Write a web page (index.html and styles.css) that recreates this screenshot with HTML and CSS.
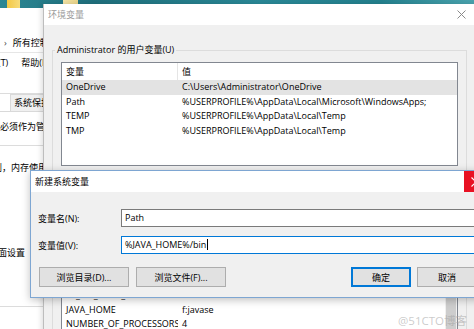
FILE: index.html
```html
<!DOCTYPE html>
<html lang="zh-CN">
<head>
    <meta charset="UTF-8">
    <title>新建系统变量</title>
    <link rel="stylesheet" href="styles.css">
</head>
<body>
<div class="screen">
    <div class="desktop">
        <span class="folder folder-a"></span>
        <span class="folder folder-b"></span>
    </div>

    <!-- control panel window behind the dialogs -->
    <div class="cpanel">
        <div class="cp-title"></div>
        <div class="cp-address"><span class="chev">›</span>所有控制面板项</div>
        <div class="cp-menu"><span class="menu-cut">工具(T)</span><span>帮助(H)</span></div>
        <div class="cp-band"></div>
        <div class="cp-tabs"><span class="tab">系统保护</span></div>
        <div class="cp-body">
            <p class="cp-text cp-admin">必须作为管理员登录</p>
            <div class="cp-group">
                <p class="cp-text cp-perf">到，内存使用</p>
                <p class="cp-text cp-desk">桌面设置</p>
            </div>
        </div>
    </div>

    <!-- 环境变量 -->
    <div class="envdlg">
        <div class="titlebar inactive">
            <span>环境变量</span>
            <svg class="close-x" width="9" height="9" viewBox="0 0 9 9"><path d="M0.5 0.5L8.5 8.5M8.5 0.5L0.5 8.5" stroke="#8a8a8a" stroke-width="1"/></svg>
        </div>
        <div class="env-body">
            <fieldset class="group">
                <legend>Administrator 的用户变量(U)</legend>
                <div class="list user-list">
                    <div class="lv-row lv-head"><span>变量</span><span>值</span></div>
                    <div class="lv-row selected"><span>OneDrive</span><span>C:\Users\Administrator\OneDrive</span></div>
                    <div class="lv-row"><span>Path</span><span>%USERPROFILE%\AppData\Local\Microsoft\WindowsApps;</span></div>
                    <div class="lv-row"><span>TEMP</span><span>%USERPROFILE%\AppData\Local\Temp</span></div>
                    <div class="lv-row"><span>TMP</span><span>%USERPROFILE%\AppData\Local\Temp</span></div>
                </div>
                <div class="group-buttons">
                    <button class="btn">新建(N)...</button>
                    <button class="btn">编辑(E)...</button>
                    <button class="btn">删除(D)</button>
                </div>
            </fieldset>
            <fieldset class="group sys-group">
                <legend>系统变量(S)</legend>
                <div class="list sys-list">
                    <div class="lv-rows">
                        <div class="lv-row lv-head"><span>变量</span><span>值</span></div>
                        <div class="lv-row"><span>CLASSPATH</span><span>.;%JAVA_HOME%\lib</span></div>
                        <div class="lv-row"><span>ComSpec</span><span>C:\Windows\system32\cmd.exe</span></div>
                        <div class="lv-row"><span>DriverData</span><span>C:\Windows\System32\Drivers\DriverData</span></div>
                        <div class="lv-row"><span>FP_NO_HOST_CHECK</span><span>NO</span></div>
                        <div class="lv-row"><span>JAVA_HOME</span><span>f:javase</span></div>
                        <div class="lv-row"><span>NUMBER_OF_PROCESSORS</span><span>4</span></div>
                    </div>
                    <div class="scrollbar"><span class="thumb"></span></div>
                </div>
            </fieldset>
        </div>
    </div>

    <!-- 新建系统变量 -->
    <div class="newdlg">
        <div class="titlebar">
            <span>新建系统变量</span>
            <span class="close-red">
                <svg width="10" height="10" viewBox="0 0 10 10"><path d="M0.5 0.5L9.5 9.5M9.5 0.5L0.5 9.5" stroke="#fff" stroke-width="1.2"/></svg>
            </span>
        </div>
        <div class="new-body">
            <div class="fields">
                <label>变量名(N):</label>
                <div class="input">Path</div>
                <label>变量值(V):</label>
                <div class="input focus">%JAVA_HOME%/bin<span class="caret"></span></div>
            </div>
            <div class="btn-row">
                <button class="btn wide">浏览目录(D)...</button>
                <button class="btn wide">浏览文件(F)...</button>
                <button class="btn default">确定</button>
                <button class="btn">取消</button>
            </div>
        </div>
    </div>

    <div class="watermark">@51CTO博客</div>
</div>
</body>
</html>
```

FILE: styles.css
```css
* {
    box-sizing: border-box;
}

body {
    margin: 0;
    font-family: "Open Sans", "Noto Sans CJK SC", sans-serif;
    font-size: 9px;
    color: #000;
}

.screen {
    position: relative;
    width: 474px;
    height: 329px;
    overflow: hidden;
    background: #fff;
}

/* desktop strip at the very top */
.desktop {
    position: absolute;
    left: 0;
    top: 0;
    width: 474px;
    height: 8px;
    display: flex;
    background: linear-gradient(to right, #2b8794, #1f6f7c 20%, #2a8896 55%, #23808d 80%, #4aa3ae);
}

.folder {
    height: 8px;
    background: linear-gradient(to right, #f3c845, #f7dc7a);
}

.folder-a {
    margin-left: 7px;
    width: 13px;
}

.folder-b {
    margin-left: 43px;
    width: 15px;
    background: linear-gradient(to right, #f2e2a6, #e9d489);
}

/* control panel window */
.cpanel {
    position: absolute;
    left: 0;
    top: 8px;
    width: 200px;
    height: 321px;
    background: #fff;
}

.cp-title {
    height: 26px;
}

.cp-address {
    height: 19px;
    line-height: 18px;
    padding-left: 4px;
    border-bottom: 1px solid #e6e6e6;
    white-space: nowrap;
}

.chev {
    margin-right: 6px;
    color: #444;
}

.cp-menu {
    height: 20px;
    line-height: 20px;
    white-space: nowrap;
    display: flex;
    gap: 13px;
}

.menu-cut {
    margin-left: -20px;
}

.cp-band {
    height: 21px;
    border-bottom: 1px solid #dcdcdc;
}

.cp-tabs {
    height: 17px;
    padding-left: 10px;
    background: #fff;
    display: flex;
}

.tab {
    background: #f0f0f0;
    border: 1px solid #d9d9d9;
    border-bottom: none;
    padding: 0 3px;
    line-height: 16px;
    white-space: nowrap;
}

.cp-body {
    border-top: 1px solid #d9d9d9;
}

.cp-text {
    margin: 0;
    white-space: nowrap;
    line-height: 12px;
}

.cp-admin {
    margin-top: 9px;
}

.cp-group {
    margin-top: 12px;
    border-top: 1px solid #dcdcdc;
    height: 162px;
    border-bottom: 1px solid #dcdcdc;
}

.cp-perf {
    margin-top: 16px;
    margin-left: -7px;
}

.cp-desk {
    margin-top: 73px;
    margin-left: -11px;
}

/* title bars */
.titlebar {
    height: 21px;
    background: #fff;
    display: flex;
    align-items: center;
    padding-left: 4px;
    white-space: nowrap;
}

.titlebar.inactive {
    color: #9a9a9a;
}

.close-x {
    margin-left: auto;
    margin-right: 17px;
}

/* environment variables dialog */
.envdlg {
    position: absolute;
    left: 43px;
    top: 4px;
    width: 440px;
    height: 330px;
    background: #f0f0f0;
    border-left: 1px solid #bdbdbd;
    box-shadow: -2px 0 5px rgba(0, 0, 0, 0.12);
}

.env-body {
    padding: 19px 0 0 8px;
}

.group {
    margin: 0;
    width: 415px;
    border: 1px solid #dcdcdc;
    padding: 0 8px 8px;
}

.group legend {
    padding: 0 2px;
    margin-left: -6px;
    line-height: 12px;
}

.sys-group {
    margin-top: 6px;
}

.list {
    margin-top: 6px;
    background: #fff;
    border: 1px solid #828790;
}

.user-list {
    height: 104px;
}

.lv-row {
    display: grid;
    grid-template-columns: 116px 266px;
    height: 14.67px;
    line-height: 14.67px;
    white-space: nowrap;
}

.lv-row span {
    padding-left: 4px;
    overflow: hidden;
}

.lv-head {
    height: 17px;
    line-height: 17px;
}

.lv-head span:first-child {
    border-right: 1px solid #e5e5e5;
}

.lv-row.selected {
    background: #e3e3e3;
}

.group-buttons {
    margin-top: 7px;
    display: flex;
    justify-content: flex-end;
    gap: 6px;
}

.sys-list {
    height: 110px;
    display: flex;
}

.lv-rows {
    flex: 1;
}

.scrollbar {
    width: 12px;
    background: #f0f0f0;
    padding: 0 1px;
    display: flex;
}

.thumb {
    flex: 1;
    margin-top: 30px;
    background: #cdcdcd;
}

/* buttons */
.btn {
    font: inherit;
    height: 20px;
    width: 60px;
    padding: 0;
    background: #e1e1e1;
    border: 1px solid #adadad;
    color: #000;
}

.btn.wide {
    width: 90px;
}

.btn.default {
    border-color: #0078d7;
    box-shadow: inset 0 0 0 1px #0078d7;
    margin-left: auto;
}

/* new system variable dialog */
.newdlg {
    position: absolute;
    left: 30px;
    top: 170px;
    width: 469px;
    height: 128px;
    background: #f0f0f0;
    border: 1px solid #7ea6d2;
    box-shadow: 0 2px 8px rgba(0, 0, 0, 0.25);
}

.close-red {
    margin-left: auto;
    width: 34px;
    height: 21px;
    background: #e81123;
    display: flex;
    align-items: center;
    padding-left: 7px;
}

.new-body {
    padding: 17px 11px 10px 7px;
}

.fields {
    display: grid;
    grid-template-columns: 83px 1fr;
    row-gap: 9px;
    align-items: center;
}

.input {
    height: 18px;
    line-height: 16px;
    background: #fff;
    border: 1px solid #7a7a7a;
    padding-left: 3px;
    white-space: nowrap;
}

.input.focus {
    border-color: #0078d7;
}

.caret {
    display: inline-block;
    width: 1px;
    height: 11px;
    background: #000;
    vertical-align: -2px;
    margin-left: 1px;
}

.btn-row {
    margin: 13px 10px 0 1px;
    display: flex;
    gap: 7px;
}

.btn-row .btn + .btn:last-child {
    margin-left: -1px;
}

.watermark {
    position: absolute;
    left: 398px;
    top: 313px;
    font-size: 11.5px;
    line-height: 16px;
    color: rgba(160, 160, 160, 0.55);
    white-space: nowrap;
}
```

──────────

→ Aim
Of the lines above, how many contain the string "styles"? Only the number is required.

→ Written solution
3